June 29, 2015

Griffin Capital Essential Asset REIT II Acquires $81.4 Million Corporate Headquarters Facility in Parsippany, New Jersey

El Segundo, Calif. (June 29, 2015) – Griffin Capital Corporation (“Griffin Capital”) announced today, on behalf of Griffin Capital Essential Asset REIT II, Inc. (the “REIT”), the acquisition of the 203,506 square-foot, Wyndham Worldwide (“Tenant”) corporate headquarters facility in Parsippany, New Jersey (“Property”) from an affiliate of Mack-Cali Realty Corporation (NYSE: CLI). The Property is 100% leased to Wyndham Worldwide Operations with a guarantee from the parent company, Wyndham Worldwide Corporation, which has an investment grade credit rating of ‘BBB-‘ from S&P and is one of the world’s largest hospitality companies. The Tenant has a remaining lease term of over 14 years with annual base rental rate increases of 1.75% and no termination or contraction options. The Tenant has been an occupant at the Property since it was constructed as a build-to-suit in 2013.   The Property is located in the Mack-Cali Business Campus adjacent to 22 Sylvan Way, which is the second half of the Tenant’s headquarters campus purchased by another REIT sponsored by Griffin Capital, Griffin Capital Essential Asset REIT, Inc., in April 2014.

Combined, year-to-date acquisitions for the REIT total over $328 million in purchase price with a weighted average remaining lease term of over 10.5 years.

Commenting on the acquisition, Robert Corry, Griffin Capital’s Managing Director of Acquisitions said, “Given the Tenant’s 20+ year history in the Mack-Cali Business Campus, the recent construction of the Property and the Tenant’s capital investment into the Property, we believe Wyndham will continue to find the Property attractive as its headquarters for the foreseeable future.”

Michael Escalante, Griffin Capital’s Chief Investment Officer added, “Given the investment grade credit quality of the tenant, long-dated lease with annual rental rate increases, and strategic location in the largest metropolitan area in the United States, this acquisition is an excellent addition to our REIT’s institutional-quality portfolio.”

About Griffin Capital Essential Asset REIT II and Griffin Capital Corporation
Griffin Capital Essential Asset REIT II, Inc. is a publicly registered non-traded REIT with a portfolio that currently includes 10 office properties totaling approximately 2.0 million rentable square feet and asset value of over $328 million.  Led by senior executives each with more than two decades of real estate experience collectively encompassing over $20 billion of transaction value and more than 650 transactions, Griffin Capital and its affiliates have acquired or constructed approximately 40 million square feet of space since 1995. Griffin Capital and its affiliates manage, sponsor and/or co-sponsor a portfolio consisting of approximately 25.0 million square feet of space, located in 29 states, representing approximately $4.1 billion in asset value. Additional information about Griffin Capital is available at www.griffincapital.com.

This press release may contain certain forward-looking statements within the meaning of Section 27A of the Securities Act of 1933, as amended, and Section 21E of the Securities Exchange Act of 1934, as amended.
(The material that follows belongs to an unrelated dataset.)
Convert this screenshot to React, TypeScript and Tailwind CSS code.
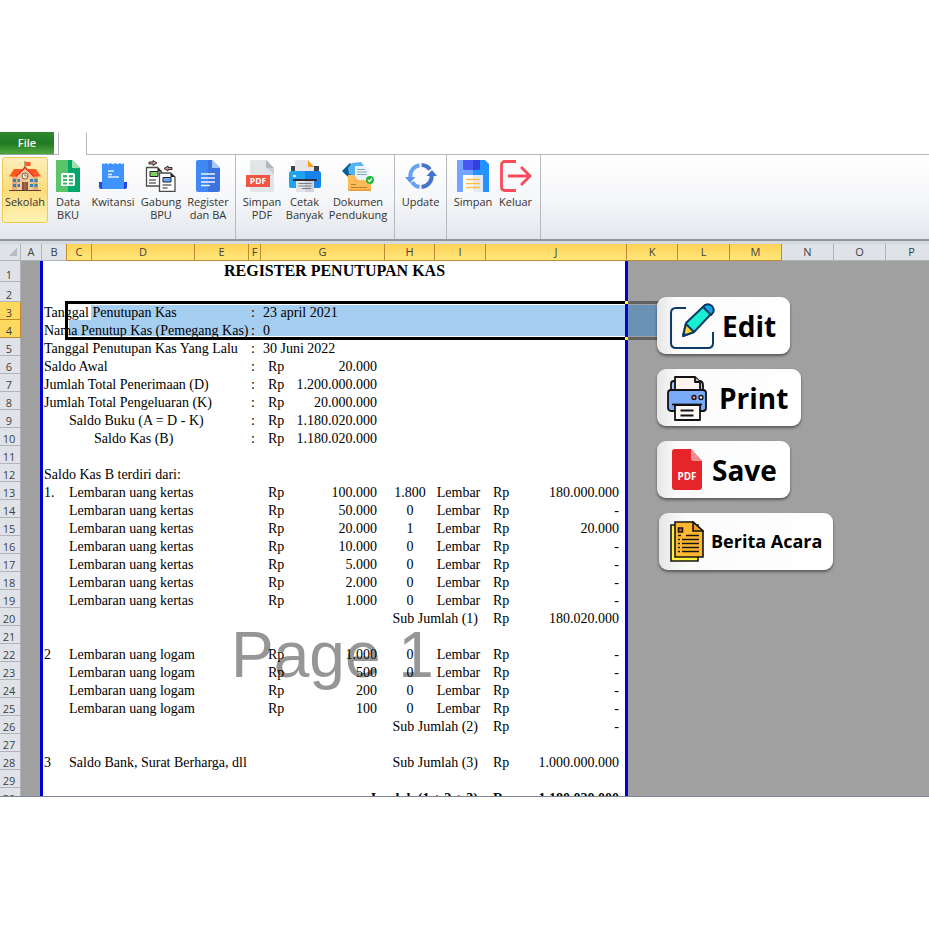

Such forward-looking statements can generally be identified by our use of forward-looking terminology such as “may,” “will,” “expect,” “intend,” “anticipate,” “estimate,” “believe,” “continue,” or other similar words. Because such statements include risks, uncertainties and contingencies, actual results may differ materially from the expectations, intentions, beliefs, plans or predictions of the future expressed or implied by such forward-looking statements. These risks, uncertainties and contingencies include, but are not limited to: uncertainties relating to changes in general economic and real estate conditions; uncertainties relating to the implementation of our real estate investment strategy; uncertainties relating to financing availability and capital proceeds; uncertainties relating to the closing of property acquisitions; uncertainties related to the timing and availability of distributions; and other risk factors as outlined in GCEAR’s Form 10-K. This is neither an offer nor a solicitation to purchase securities.